I know for sure that it’s neither quality issue or customer issue. This product used to be the top selling item in its category back in hay days selling 40-50 units a day with 4.7 stars and glowing customer reviews. Sadly it has fallen from grace in the past couple year. Currently it would be lucky to sell 40-50 A MONTH. With that low volume, when a few customers return, it makes the percentage appears worse.
My question is that do you know whether this banner would disappear after a while? Or do I need to sell more to “dilute” the return stats?
It is worth evaluating the competition to be certain it is not inferior to newer products it competes with. Or that it no longer deserves a premium price compared to the competition.
This product sounds like it has had a good run, and may be considered for retirement and replacement.
Yes I believe that’s part of the downfall. Newer models came out and stole the market share. I try to lower the price and currently selling at a small loss just trying to move the old inventory. It had a good run. I’m retiring it but this ugly banner makes it more difficult to sell
I believe you were tagged in my previous post. I had this as well, it finally fell off on the 1st. I feel that maybe they update these stats monthly.

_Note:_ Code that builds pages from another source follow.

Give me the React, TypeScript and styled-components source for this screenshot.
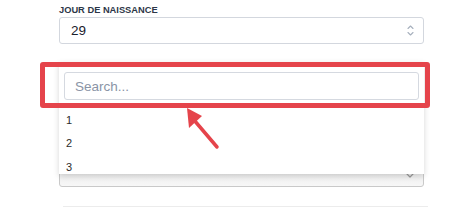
import React from "react";
import styled, { createGlobalStyle } from "styled-components";

const Global = createGlobalStyle`
  html, body { margin: 0; padding: 0; background: #ffffff; }
  body { font-family: "Liberation Sans", Arial, Helvetica, sans-serif; }
  * { box-sizing: border-box; }
`;

const Page = styled.div`
  position: relative;
  width: 474px;
  height: 210px;
  overflow: hidden;
  padding: 5px 50px 0 59px;
`;

const Label = styled.div`
  font-size: 9.3px;
  line-height: 11px;
  font-weight: 700;
  color: #2d3748;
`;

const SelectBox = styled.div<{ $closed?: boolean }>`
  display: flex;
  align-items: center;
  justify-content: space-between;
  height: 27px;
  margin-top: ${(p) => (p.$closed ? "116px" : "1px")};
  padding: 0 9px 0 11px;
  border: 1px solid ${(p) => (p.$closed ? "#c9c9c9" : "#d3d7de")};
  border-radius: 3px;
  background: ${(p) =>
    p.$closed ? "linear-gradient(#e6e6e6, #f7f7f7)" : "#ffffff"};
  font-size: 13.5px;
  color: #1a202c;
`;

const Divider = styled.div`
  height: 1px;
  margin: 19px -4px 0 4px;
  background: #ececec;
`;

const Dropdown = styled.div`
  position: absolute;
  left: 59px;
  top: 62px;
  width: 365px;
  height: 112px;
  overflow: hidden;
  background: #ffffff;
  box-shadow: 0 2px 6px rgba(0, 0, 0, 0.16);
  padding: 10px 5px 0 5px;
  display: flex;
  flex-direction: column;
`;

const SearchInput = styled.div`
  flex-shrink: 0;
  height: 28px;
  border: 1px solid #d5d9e0;
  border-radius: 3px;
  display: flex;
  align-items: center;
  padding-left: 10px;
  font-size: 13.5px;
  color: #8a94a6;
`;

const Option = styled.div`
  flex-shrink: 0;
  height: 23.5px;
  display: flex;
  align-items: center;
  padding-left: 2px;
  font-size: 11px;
  color: #2b2b2b;
  &:nth-of-type(2) { margin-top: 8px; }
`;

const Highlight = styled.div`
  position: absolute;
  left: 40px;
  top: 62px;
  width: 390px;
  height: 46px;
  border: 5px solid #e5444b;
  border-radius: 3px;
`;

const ArrowSvg = styled.svg`
  position: absolute;
  left: 0;
  top: 0;
  pointer-events: none;
`;

const UpDown = () => (
  <svg width="7" height="11" viewBox="0 0 7 11" fill="none" stroke="#a7b0bd" strokeWidth="1.1" strokeLinecap="round" strokeLinejoin="round">
    <path d="M1 3.5 L3.5 1 L6 3.5" />
    <path d="M1 7.5 L3.5 10 L6 7.5" />
  </svg>
);

const ChevronDown = () => (
  <svg width="8" height="5" viewBox="0 0 8 5" fill="none" stroke="#9a9a9a" strokeWidth="1.2" strokeLinecap="round" strokeLinejoin="round">
    <path d="M1 1 L4 4 L7 1" />
  </svg>
);

const ClosedChevron = styled.div`
  align-self: flex-end;
  margin-bottom: 8px;
  display: flex;
`;

export default function App() {
  return (
    <>
      <Global />
      <Page>
        <Label>JOUR DE NAISSANCE</Label>
        <SelectBox>
          <span>29</span>
          <UpDown />
        </SelectBox>
        <SelectBox $closed>
          <span />
          <ClosedChevron>
            <ChevronDown />
          </ClosedChevron>
        </SelectBox>
        <Divider />

        <Dropdown>
          <SearchInput>Search...</SearchInput>
          <Option>1</Option>
          <Option>2</Option>
          <Option>3</Option>
        </Dropdown>

        <Highlight />
        <ArrowSvg width="474" height="210" viewBox="0 0 474 210">
          <polygon points="187,108 202,116 189,128" fill="#e5444b" />
          <line x1="194" y1="120" x2="217" y2="147" stroke="#e5444b" strokeWidth="3.5" strokeLinecap="round" />
        </ArrowSvg>
      </Page>
    </>
  );
}
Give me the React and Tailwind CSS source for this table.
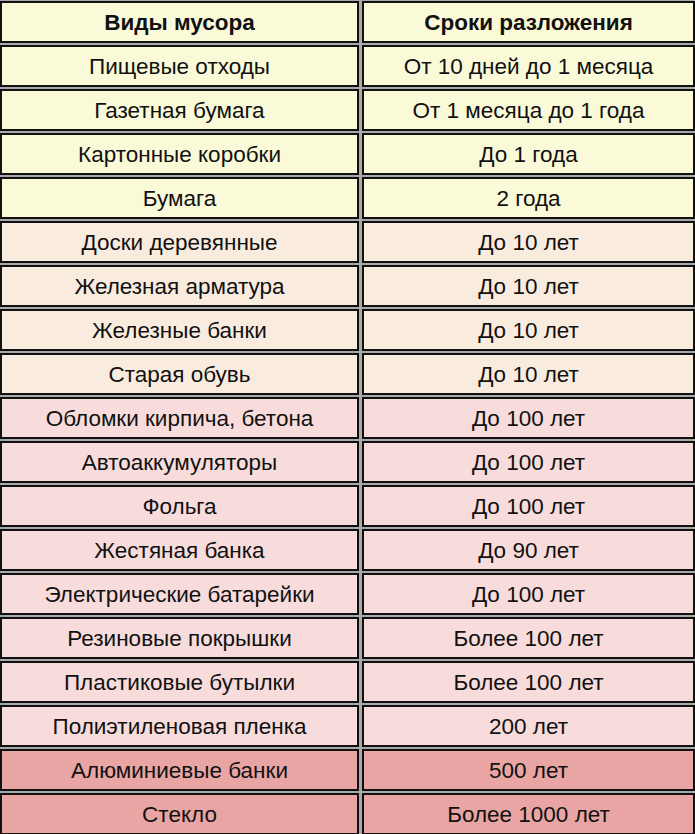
const ROWS = [
  ['Пищевые отходы', 'От 10 дней до 1 месяца', 'y'],
  ['Газетная бумага', 'От 1 месяца до 1 года', 'y'],
  ['Картонные коробки', 'До 1 года', 'y'],
  ['Бумага', '2 года', 'y'],
  ['Доски деревянные', 'До 10 лет', 'p'],
  ['Железная арматура', 'До 10 лет', 'p'],
  ['Железные банки', 'До 10 лет', 'p'],
  ['Старая обувь', 'До 10 лет', 'p'],
  ['Обломки кирпича, бетона', 'До 100 лет', 'r'],
  ['Автоаккумуляторы', 'До 100 лет', 'r'],
  ['Фольга', 'До 100 лет', 'r'],
  ['Жестяная банка', 'До 90 лет', 'r'],
  ['Электрические батарейки', 'До 100 лет', 'r'],
  ['Резиновые покрышки', 'Более 100 лет', 'r'],
  ['Пластиковые бутылки', 'Более 100 лет', 'r'],
  ['Полиэтиленовая пленка', '200 лет', 'r'],
  ['Алюминиевые банки', '500 лет', 'd'],
  ['Стекло', 'Более 1000 лет', 'd'],
];

const TONE = {
  y: 'bg-[#fafad9]',
  p: 'bg-[#f9ecdf]',
  r: 'bg-[#f7dcdb]',
  d: 'bg-[#e9a5a3]',
};

function Cell({ children, tone, bold }) {
  return (
    <div className={`flex h-[42px] items-center justify-center border-2 border-[#111] pt-[2px] ${tone} ${bold ? 'font-bold' : ''}`}>
      {children}
    </div>
  );
}

export default function App() {
  return (
    <div className="h-[834px] w-[695px] overflow-hidden bg-[#a9a9a9] pt-px font-['Liberation_Sans',Arial,sans-serif] text-[22.5px] text-[#111]">
      <div className="grid grid-cols-[359px_333px] gap-x-[3px] gap-y-[2px]">
        <Cell tone={TONE.y} bold>Виды мусора</Cell>
        <Cell tone={TONE.y} bold>Сроки разложения</Cell>
        {ROWS.map(([kind, term, t]) => (
          <div key={kind} className="contents">
            <Cell tone={TONE[t]}>{kind}</Cell>
            <Cell tone={TONE[t]}>{term}</Cell>
          </div>
        ))}
      </div>
    </div>
  );
}
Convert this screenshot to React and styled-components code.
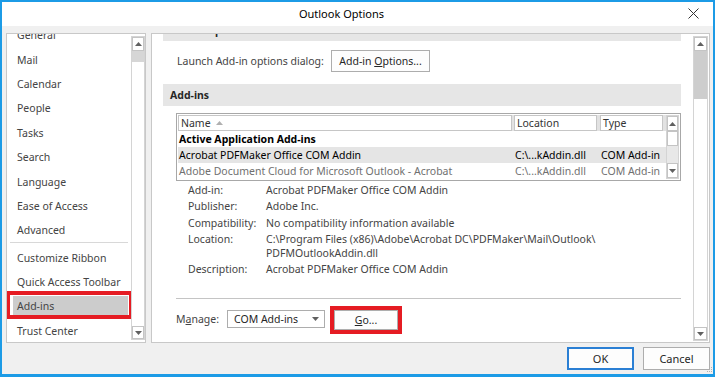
import React from 'react';
import styled, { createGlobalStyle } from 'styled-components';

const FONT = `"Noto Sans", "Segoe UI", sans-serif`;

const GlobalStyle = createGlobalStyle`
  html, body {
    margin: 0;
    padding: 0;
    background: #ffffff;
  }
  body {
    font-family: ${FONT};
    font-size: 10.5px;
    color: #444444;
  }
  * {
    box-sizing: border-box;
  }
`;

const Window = styled.div`
  width: 715px;
  height: 377px;
  border: 2px solid #1c9be6;
  border-bottom-width: 3px;
  background: #f0f0f0;
  display: flex;
  flex-direction: column;
  overflow: hidden;
`;

const TitleBar = styled.div`
  height: 24px;
  flex: none;
  background: #ffffff;
  display: flex;
  align-items: center;
  padding-bottom: 2px;
`;

const Title = styled.div`
  flex: 1;
  text-align: center;
  color: #000000;
  font-size: 11px;
`;

const CloseButton = styled.div`
  width: 32px;
  height: 22px;
  display: flex;
  align-items: center;
  padding-left: 7px;
`;

const Body = styled.div`
  flex: 1;
  display: flex;
  flex-direction: column;
  padding: 7px 0 0 4px;
`;

const Main = styled.div`
  height: 310px;
  margin-right: 3px;
  display: flex;
  gap: 5px;
`;

/* ---------- scrollbars ---------- */

const ScrollBar = styled.div`
  width: ${(p) => p.$w}px;
  flex: none;
  display: flex;
  flex-direction: column;
  background: ${(p) => p.$track};
  border: 1px solid #d4d4d4;
  margin: ${(p) => p.$m};
`;

const ScrollButton = styled.div`
  height: ${(p) => p.$h}px;
  flex: none;
  background: #ffffff;
  border: 1px solid #c4c4c4;
  display: flex;
  align-items: center;
  justify-content: center;
`;

const ScrollThumb = styled.div`
  height: ${(p) => p.$h}px;
  flex: none;
  background: ${(p) => p.$bg};
  border: ${(p) => (p.$bordered ? '1px solid #c4c4c4' : 'none')};
`;

const ScrollSpacer = styled.div`
  flex: 1;
`;

const Arrow = ({ down, color = '#606060' }) => (
  <svg width="7" height="4" viewBox="0 0 7 4">
    <polygon points={down ? '0,0 7,0 3.5,4' : '0,4 7,4 3.5,0'} fill={color} />
  </svg>
);

/* ---------- left navigation ---------- */

const NavPanel = styled.div`
  width: 140px;
  flex: none;
  border: 1px solid #c8c8c8;
  background: #ffffff;
  display: flex;
`;

const NavList = styled.div`
  flex: 1;
  overflow: hidden;
  padding: 0 0 0 1px;
`;

const NavInner = styled.div`
  margin-top: -12.5px;
`;

const NavItem = styled.div`
  height: 24.4px;
  padding: 3px 3px 0 5px;
  display: flex;
  outline: ${(p) => (p.$marked ? '4px solid #e51c23' : 'none')};
  outline-offset: -2px;
`;

const NavLabel = styled.div`
  flex: 1;
  display: flex;
  align-items: center;
  padding-left: 4px;
  color: #444444;
  background: ${(p) => (p.$active ? '#cccccc' : 'transparent')};
`;

const NavSeparator = styled.div`
  height: 1px;
  margin: 1px 3px 1px 2px;
  background: #d8d8d8;
`;

/* ---------- right content ---------- */

const ContentPanel = styled.div`
  flex: 1;
  border: 1px solid #c8c8c8;
  background: #ffffff;
  display: flex;
`;

const Content = styled.div`
  flex: 1;
  overflow: hidden;
  padding: 0 12px 0 11px;
  display: flex;
  flex-direction: column;
`;

const SectionHeader = styled.div`
  height: 22px;
  flex: none;
  background: #e6e6e6;
  display: flex;
  align-items: center;
  padding-left: 7px;
  font-weight: 700;
  color: #262626;
  margin-top: ${(p) => p.$top}px;
`;

const LaunchRow = styled.div`
  margin-top: 9px;
  padding-left: 14px;
  height: 22px;
  display: flex;
  align-items: center;
`;

const Label = styled.span`
  width: ${(p) => p.$w}px;
  flex: none;
`;

const Button = styled.div`
  width: ${(p) => p.$w}px;
  height: ${(p) => p.$h}px;
  flex: none;
  background: #fdfdfd;
  border: ${(p) => (p.$primary ? '2px solid #2a7fd4' : '1px solid #adadad')};
  display: flex;
  align-items: center;
  justify-content: center;
  color: #262626;
  font-size: ${(p) => p.$fs || '10.5px'};
  outline: ${(p) => (p.$marked ? '4px solid #e51c23' : 'none')};
`;

const ListView = styled.div`
  margin: 7px 0 0 13px;
  height: 68px;
  flex: none;
  border: 1px solid #a8a8a8;
  padding: 1px;
  background: #ffffff;
  display: flex;
`;

const ListMain = styled.div`
  flex: 1;
  display: flex;
  flex-direction: column;
`;

const Row = styled.div`
  display: grid;
  grid-template-columns: 336px 86px 65px;
  height: 16px;
  align-items: center;
  background: ${(p) => (p.$selected ? '#e5e5e5' : p.$head ? '#e2e2e2' : 'transparent')};
  color: ${(p) => p.$color || '#000000'};
  font-weight: ${(p) => (p.$bold ? 700 : 400)};
`;

const HeadCell = styled.div`
  height: 16px;
  margin-right: ${(p) => p.$gap}px;
  background: #ffffff;
  border: 1px solid #c6c6c6;
  display: flex;
  align-items: center;
  padding-left: 2px;
  color: #333333;
  gap: 5px;
`;

const Cell = styled.div`
  padding-left: 1px;
  white-space: nowrap;
  overflow: hidden;
`;

const Details = styled.div`
  margin: 2px 0 0 25px;
  display: grid;
  grid-template-columns: 78px 1fr;
  row-gap: 2.3px;
  line-height: 14px;
  color: #444444;
`;

const DetailValue = styled.span`
  white-space: pre-line;
`;

const Divider = styled.div`
  height: 1px;
  flex: none;
  margin: 22px 0 0 13px;
  background: #c4c4c4;
`;

const ManageRow = styled.div`
  margin-top: 11px;
  padding-left: 13px;
  display: flex;
  align-items: flex-start;
`;

const ManageLabel = styled.span`
  width: 51px;
  flex: none;
  line-height: 18px;
`;

const Combo = styled.div`
  width: 98px;
  height: 18px;
  flex: none;
  background: #ffffff;
  border: 1px solid #adadad;
  display: flex;
  align-items: center;
  justify-content: space-between;
  padding: 0 5px 0 6px;
  color: #262626;
`;

const GoWrap = styled.div`
  margin-left: 9px;
`;

/* ---------- footer ---------- */

const Footer = styled.div`
  flex: 1;
  display: flex;
  justify-content: flex-end;
  align-items: flex-start;
  padding-top: 4px;
  gap: 9px;
`;

const Grip = styled.div`
  align-self: flex-end;
  margin-left: -12px;
  margin-bottom: 1px;
  display: flex;
`;

const navTop = ['General', 'Mail', 'Calendar', 'People', 'Tasks', 'Search', 'Language', 'Ease of Access', 'Advanced'];
const navBottom = ['Customize Ribbon', 'Quick Access Toolbar', 'Add-ins', 'Trust Center'];

const details = [
  ['Add-in:', 'Acrobat PDFMaker Office COM Addin'],
  ['Publisher:', 'Adobe Inc.'],
  ['Compatibility:', 'No compatibility information available'],
  ['Location:', 'C:\\Program Files (x86)\\Adobe\\Acrobat DC\\PDFMaker\\Mail\\Outlook\\\nPDFMOutlookAddin.dll'],
  ['Description:', 'Acrobat PDFMaker Office COM Addin'],
];

export default function App() {
  return (
    <>
      <GlobalStyle />
      <Window>
        <TitleBar>
          <Title>Outlook Options</Title>
          <CloseButton>
            <svg width="11" height="11" viewBox="0 0 11 11">
              <path d="M0.5 0.5 L10.5 10.5 M10.5 0.5 L0.5 10.5" stroke="#333" strokeWidth="1" />
            </svg>
          </CloseButton>
        </TitleBar>

        <Body>
          <Main>
            <NavPanel>
              <NavList>
                <NavInner>
                  {navTop.map((n) => (
                    <NavItem key={n}>
                      <NavLabel>{n}</NavLabel>
                    </NavItem>
                  ))}
                  <NavSeparator />
                  {navBottom.map((n) => (
                    <NavItem key={n} $marked={n === 'Add-ins'}>
                      <NavLabel $active={n === 'Add-ins'}>{n}</NavLabel>
                    </NavItem>
                  ))}
                </NavInner>
              </NavList>
              <ScrollBar $w={14} $track="#ffffff" $m="2px 0 2px 0">
                <ScrollButton $h={14}><Arrow /></ScrollButton>
                <ScrollThumb $h={11} $bg="#d6d6d6" />
                <ScrollSpacer />
                <ScrollButton $h={13}><Arrow down /></ScrollButton>
              </ScrollBar>
            </NavPanel>

            <ContentPanel>
              <Content>
                <SectionHeader $top={-15}>Add-in Options</SectionHeader>
                <LaunchRow>
                  <Label $w={154}>Launch Add-in options dialog:</Label>
                  <Button $w={99} $h={22}>Add-in&nbsp;<u>O</u>ptions...</Button>
                </LaunchRow>

                <SectionHeader $top={12}>Add-ins</SectionHeader>

                <ListView>
                  <ListMain>
                    <Row $head>
                      <HeadCell $gap={2}>
                        Name <Arrow color="#b0b0b0" />
                      </HeadCell>
                      <HeadCell $gap={3}>Location</HeadCell>
                      <HeadCell $gap={2}>Type</HeadCell>
                    </Row>
                    <Row $bold>
                      <Cell>Active Application Add-ins</Cell>
                    </Row>
                    <Row $selected>
                      <Cell>Acrobat PDFMaker Office COM Addin</Cell>
                      <Cell>C:\...kAddin.dll</Cell>
                      <Cell>COM Add-in</Cell>
                    </Row>
                    <Row $color="#707070">
                      <Cell>Adobe Document Cloud for Microsoft Outlook - Acrobat</Cell>
                      <Cell>C:\...kAddin.dll</Cell>
                      <Cell>COM Add-in</Cell>
                    </Row>
                  </ListMain>
                  <ScrollBar $w={13} $track="#e8e8e8" $m="0">
                    <ScrollButton $h={15}><Arrow /></ScrollButton>
                    <ScrollThumb $h={15} $bg="#ffffff" $bordered />
                    <ScrollSpacer />
                    <ScrollButton $h={15}><Arrow down /></ScrollButton>
                  </ScrollBar>
                </ListView>

                <Details>
                  {details.map(([k, v]) => (
                    <React.Fragment key={k}>
                      <span>{k}</span>
                      <DetailValue>{v}</DetailValue>
                    </React.Fragment>
                  ))}
                </Details>

                <Divider />

                <ManageRow>
                  <ManageLabel>M<u>a</u>nage:</ManageLabel>
                  <Combo>
                    COM Add-ins
                    <Arrow down />
                  </Combo>
                  <GoWrap>
                    <Button $w={64} $h={20} $marked>
                      <u>G</u>o...
                    </Button>
                  </GoWrap>
                </ManageRow>
              </Content>
              <ScrollBar $w={15} $track="#ffffff" $m="2px 1px 1px 0">
                <ScrollButton $h={14}><Arrow /></ScrollButton>
                <ScrollThumb $h={48} $bg="#cdcdcd" />
                <ScrollSpacer />
                <ScrollButton $h={13}><Arrow down /></ScrollButton>
              </ScrollBar>
            </ContentPanel>
          </Main>

          <Footer>
            <Button $w={67} $h={23} $primary $fs="11px">OK</Button>
            <Button $w={67} $h={23} $fs="11px">Cancel</Button>
            <Grip>
              <svg width="6" height="6" viewBox="0 0 6 6">
                <rect x="4" y="0" width="1" height="1" fill="#b0b0b0" />
                <rect x="2" y="2" width="1" height="1" fill="#b0b0b0" />
                <rect x="4" y="2" width="1" height="1" fill="#b0b0b0" />
                <rect x="0" y="4" width="1" height="1" fill="#b0b0b0" />
                <rect x="2" y="4" width="1" height="1" fill="#b0b0b0" />
                <rect x="4" y="4" width="1" height="1" fill="#b0b0b0" />
              </svg>
            </Grip>
          </Footer>
        </Body>
      </Window>
    </>
  );
}
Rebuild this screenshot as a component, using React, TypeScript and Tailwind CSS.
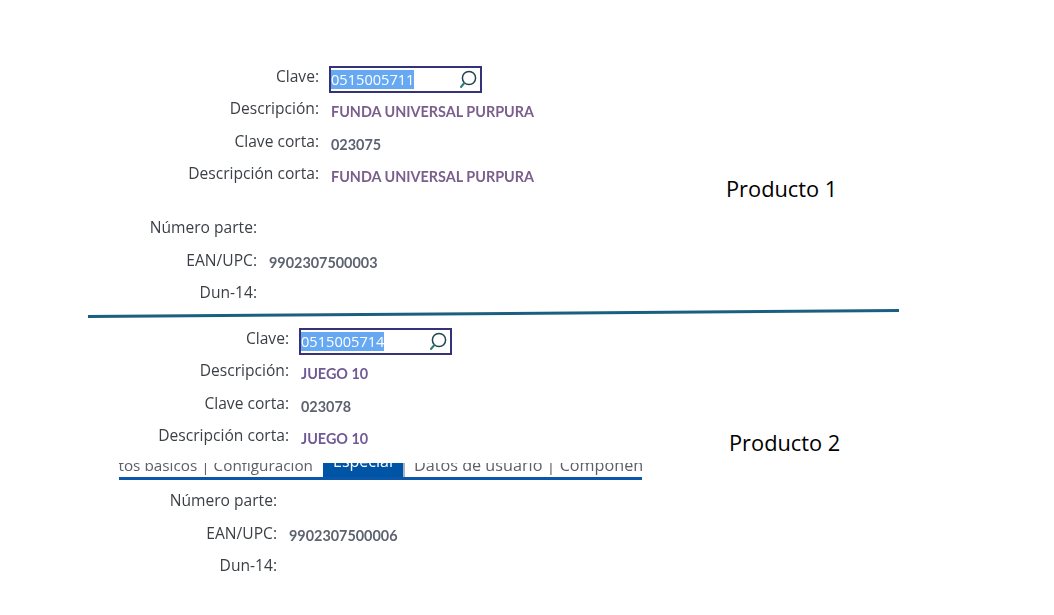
import React from "react";

const LABEL = "text-right text-[15.6px] leading-[20px] text-[#3b3f45] [font-family:'Open_Sans',sans-serif] blur-[0.35px] whitespace-nowrap";
const VALUE = "text-[14.4px] leading-[20px] font-bold whitespace-nowrap [font-family:'Lato',sans-serif] blur-[0.4px]";

function SearchIcon() {
  return (
    <svg width="20" height="20" viewBox="0 0 20 20" fill="none" className="shrink-0">
      <circle cx="10" cy="8" r="6.6" stroke="#1f4650" strokeWidth="1.5" />
      <path d="M5.3 13 L2 17" stroke="#2f7d78" strokeWidth="2" strokeLinecap="round" />
    </svg>
  );
}

function KeyField({ value }: { value: string }) {
  return (
    <div className="w-[153px] h-[27px] border-2 border-[#35327a] flex items-center pl-0 pr-[1px] justify-between bg-white">
      <span className="bg-[#66a8f2] text-white h-[19px] leading-[19px] text-[14.6px] w-[83px] overflow-hidden whitespace-nowrap [font-family:'Open_Sans',sans-serif] blur-[0.3px]">
        {value}
      </span>
      <SearchIcon />
    </div>
  );
}

function Head({ clave, d, c, dc, dcls, name, nameClass }: { clave: string; d: string; c: string; dc: string; dcls: string; name: string; nameClass: string }) {
  return (
    <div className="relative">
      <div className="flex h-[32px]">
        <div className={`w-[319px] -mt-[1px] ${LABEL}`}>Clave:</div>
        <div className="ml-[10px] -mt-[1px]"><KeyField value={clave} /></div>
      </div>
      <div className="flex h-[33px]">
        <div className={`w-[319px] -mt-[1px] ${LABEL}`}>Descripción:</div>
        <div className={`ml-[12px] mt-[3px] ${VALUE} ${dcls}`}>{d}</div>
      </div>
      <div className="flex h-[32px]">
        <div className={`w-[319px] -mt-[1px] ${LABEL}`}>Clave corta:</div>
        <div className={`ml-[12px] mt-[3px] ${VALUE} text-[#5d6270]`}>{c}</div>
      </div>
      <div className="flex h-[24px]">
        <div className={`w-[319px] -mt-[1px] ${LABEL}`}>Descripción corta:</div>
        <div className={`ml-[12px] mt-[3px] ${VALUE} ${dcls}`}>{dc}</div>
      </div>
      <div className={`absolute text-[21.8px] leading-[28px] text-black [font-family:'Open_Sans',sans-serif] whitespace-nowrap ${nameClass}`}>{name}</div>
    </div>
  );
}

function Tail({ ean, labelW }: { ean: string; labelW: string }) {
  return (
    <div>
      <div className="flex h-[33px]"><div className={`${labelW} ${LABEL}`}>Número parte:</div></div>
      <div className="flex h-[32px]">
        <div className={`${labelW} ${LABEL}`}>EAN/UPC:</div>
        <div className={`ml-[12px] mt-[3px] ${VALUE} text-[#5d6270]`}>{ean}</div>
      </div>
      <div className="flex h-[20px]"><div className={`${labelW} ${LABEL}`}>Dun-14:</div></div>
    </div>
  );
}

function TabBar() {
  const tab = "leading-[20px] text-[#5b5f66] whitespace-nowrap [font-family:'Open_Sans',sans-serif] blur-[0.35px]";
  return (
    <div className="ml-[119px] w-[523px] h-[17px] border-b-[3px] border-[#0a56a8] flex overflow-hidden">
      <div className="w-[204px] flex justify-end overflow-hidden shrink-0 pr-[10px]">
        <span className={`${tab} text-[15.3px] -mt-[8px]`}>Datos básicos | Configuración</span>
      </div>
      <div className="w-[82px] h-[14px] bg-[#0054a6] border-r-2 border-[#a9b4c0] flex justify-center shrink-0 overflow-hidden">
        <span className={`${tab} text-[16px] !text-white -mt-[12px]`}>Especial</span>
      </div>
      <div className="pl-[9px] overflow-hidden flex-1">
        <span className={`${tab} text-[16.2px] block -mt-[8px]`}>Datos de usuario | Componentes</span>
      </div>
    </div>
  );
}

export default function App() {
  return (
    <div className="w-[1054px] h-[615px] bg-white overflow-hidden pt-[67px]">
      <Head clave="0515005711" d="FUNDA UNIVERSAL PURPURA" c="023075" dc="FUNDA UNIVERSAL PURPURA" dcls="text-[#7a5f8c]" name="Producto 1" nameClass="left-[726px] top-[108px]" />
      <div className="mt-[29px]">
        <Tail ean="9902307500003" labelW="w-[257px]" />
      </div>
      <div className="mt-[10px] ml-[88px] w-[811px] h-[3px] bg-[#1b5f80] -rotate-[0.42deg]" />
      <div className="mt-[14px] -ml-[30px]">
        <Head clave="0515005714" d="JUEGO 10" c="023078" dc="JUEGO 10" dcls="text-[#6f5a96]" name="Producto 2" nameClass="left-[759px] top-[100px]" />
      </div>
      <div className="mt-[13px]">
        <TabBar />
      </div>
      <div className="mt-[10px]">
        <Tail ean="9902307500006" labelW="w-[277px]" />
      </div>
    </div>
  );
}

I no longer have the banner on my listing, BUT in my returns tab I have a red badge that says high return item. I just popped in now to grab a screen shot for you and now that is gone (it was there yesterday). It seems it takes a few days to work its way out of the system.
Possibly so - Amazon keeps pretty mum on the subject of when this or that Amabot runs, in pursuit of the never-ending battle to keep the Bad and/or Ignorant Actors at bay - but the official published policy is found in the SHC (“Seller Help Content”) page Frequently returned item badge (link):
Like the NCX (‘Amazonese’ for “Negative Customer Experience”) rate referred to in the note, this is a deeply-flawed metric - not only because, like NCX, it’s perversely influenced by the entitlement mentality which Amazon has so-cultivated with its Customer-centric policies - but also because the Amabots have for so-many years demonstrated that competence in determining what is a “similar product” is not a hallmark (much less a benchmark) for their insidiously-ineffectual operational ability.
During the nearly two years now passed since this badge was rolled out, I’ve seen a few fairly credible reports, in various discussion venues, of the badge being applied to ASINs which sport no Returns History at all.
That’s definitely true! I have a female friend who always orders a bunch of similar items from Amazon to physically compare, keep one that she likes most, and return the rest. Among our friend circle, we jokingly call her Amazon return queen. She’s a nice and good person. However I wouldn’t want her to buy my items because most likely she would return and affect my NCX score.